Aurora One Lighting Illuminates a Key Aspect of Design

by | Apr 2026

Lighting by Aurora One Lighting and Admit One Home Services

Photos: Aurora One Lighting and Admit One Home Services

What if we view light the way we view paint and interior design? What if it is more than just flipping a switch? Inside Aurora One Lighting’s west Edina showroom, a sleek touchscreen set above an elegant silver panel invites visitors to choose from modes like “Energize,” “Entertain,” “Relax,” and more. These keypads are the gateway to a technology—integrated with audiovisual systems—that allows homeowners to adjust light levels, music and other elements from a single interface. While the setup may evoke the futuristic feel of a Star Trek spacecraft, the goal is practical rather than theatrical: to show how lighting can influence mood, support one’s daily routine and tie together different systems within a home.

“It’s not just lighting,” says Jessica Betzold, client experience and marketing manager for Aurora One Lighting and its sister company, Admit One Home Systems. “It’s integrated with AV [audiovisual]. It can turn the TV on, it can play music, it can play music at a certain level. It can turn on a certain station. One button can trigger an entire scene.”

Aurora One specializes in architectural lighting, as showcased in these illuminated bookshelves. The fixture, selected by an interior designer, is part of a thoughtfully integrated lighting plan. Aurora One collaborates closely with designers and architects to seamlessly incorporate lighting into the overall design of the home.

Aurora One specializes in architectural lighting, as showcased in these illuminated bookshelves. The fixture, selected by an interior designer, is part of a thoughtfully integrated lighting plan. Aurora One collaborates closely with designers and architects to seamlessly incorporate lighting into the overall design of the home.

Those scenes are programmed into custom keypads throughout the home. Rather than controlling a single fixture, each button activates a series of actions—lighting levels, music and even window shades. All designed for how homeowners actually live.

For Joe Branchaw, Aurora One’s lighting specialist, the goal of lighting design is emotional. “What we’re trying to do with lighting is evoke a feeling,” Branchaw says. “Do you want to be energized? We can use brighter, more intense light. Want to relax? We dim it down. Candlelit dinner, we can control that, too.”

Branchaw says lighting is often an afterthought in home design, but it has a profound impact. “You don’t know bad lighting until you see it. Once you see it, you know it,” he says. Light can become an element that adds depth and warmth, much like how an interior designer can use throw pillows and artwork to add color and visual texture to a room. “We use light to enhance your day-to-day experience. It’s the one thing you touch every single day,” he says.

A backlit mountain silhouette brings sculptural dimension to this sauna, demonstrating how architectural lighting can enhance a room’s sense of warmth and retreat.

A backlit mountain silhouette brings sculptural dimension to this sauna, demonstrating how architectural lighting can enhance a room’s sense of warmth and retreat.

Meaningful lighting improvement doesn’t require major construction. “A lot of it is changing the light source and the control,” Branchaw says. “Swap out the dimmer, update the inside of the fixture and it completely changes how the room feels.
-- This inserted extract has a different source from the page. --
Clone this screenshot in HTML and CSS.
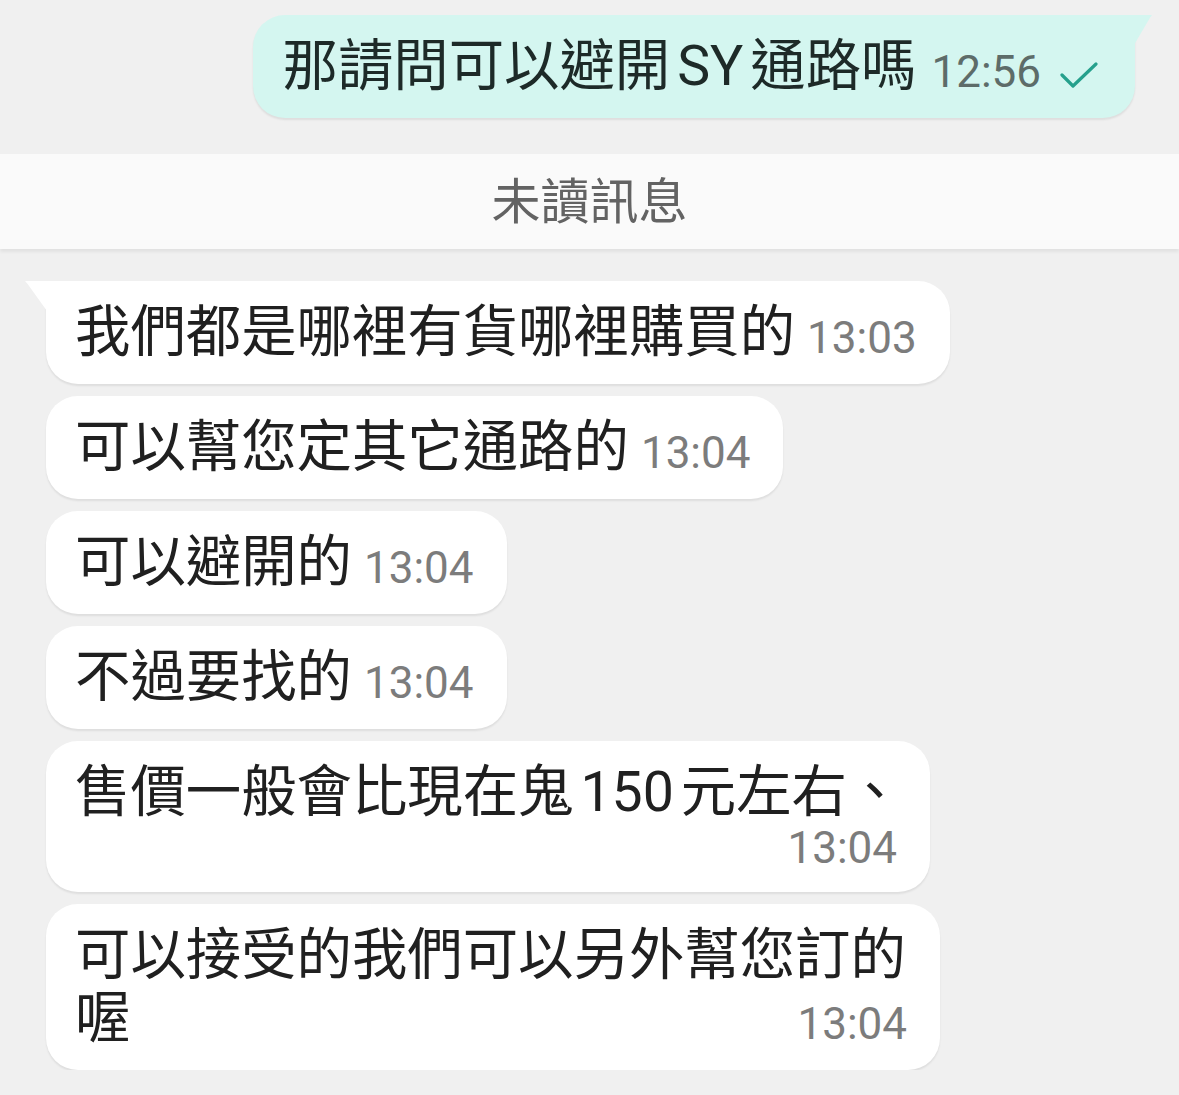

You don’t have to tear open drywall.”

For new builds and even any renovation project, Aurora One emphasizes collaboration, not competition. Owner Kristen Reinitz is a certified lighting designer, while Branchaw has almost 25 years experience as an electrical engineer. “We do a lot of the lighting design ourselves, and when it comes to decorative pendants, like the artwork and over the dining room table, we work with the interior designers on where they want the pendants placed. They select all that. We do the rest. We are typically hand in hand with the interior designers and builders and the homeowner on the layout and how everything is going to look in the end,” Branchaw says. “We work alongside electricians, AV contractors, interior designers and builders. If a homeowner already has an AV team, we coordinate with them.”

Discreet baseboard lighting is a sophisticated way to illuminate a bathroom, providing guidance and ambiance during nighttime hours.

Discreet baseboard lighting is a sophisticated way to illuminate a bathroom, providing guidance and ambiance during nighttime hours.

Ideally, Betzold and Branchaw say it’s best if they’re brought in early on in the process. “The best thing is to get in with the architects because then we can manipulate where the trusses are placed so that the lighting gets placed in the right spot … If we get in early enough, we can help manipulate the trusses,” Branchaw says.

Betzold says the company is leaning heavily into education. “That’s something we are really trying to teach and get out into the industry and let architects know. It’s such a more seamless process and end result when we can get in earlier,” she says. Branchaw agrees. “The architects who understand it, use it a lot. We are still trying to educate a lot of people about how to get in early enough. Lighting is the one piece that you use on a daily basis.”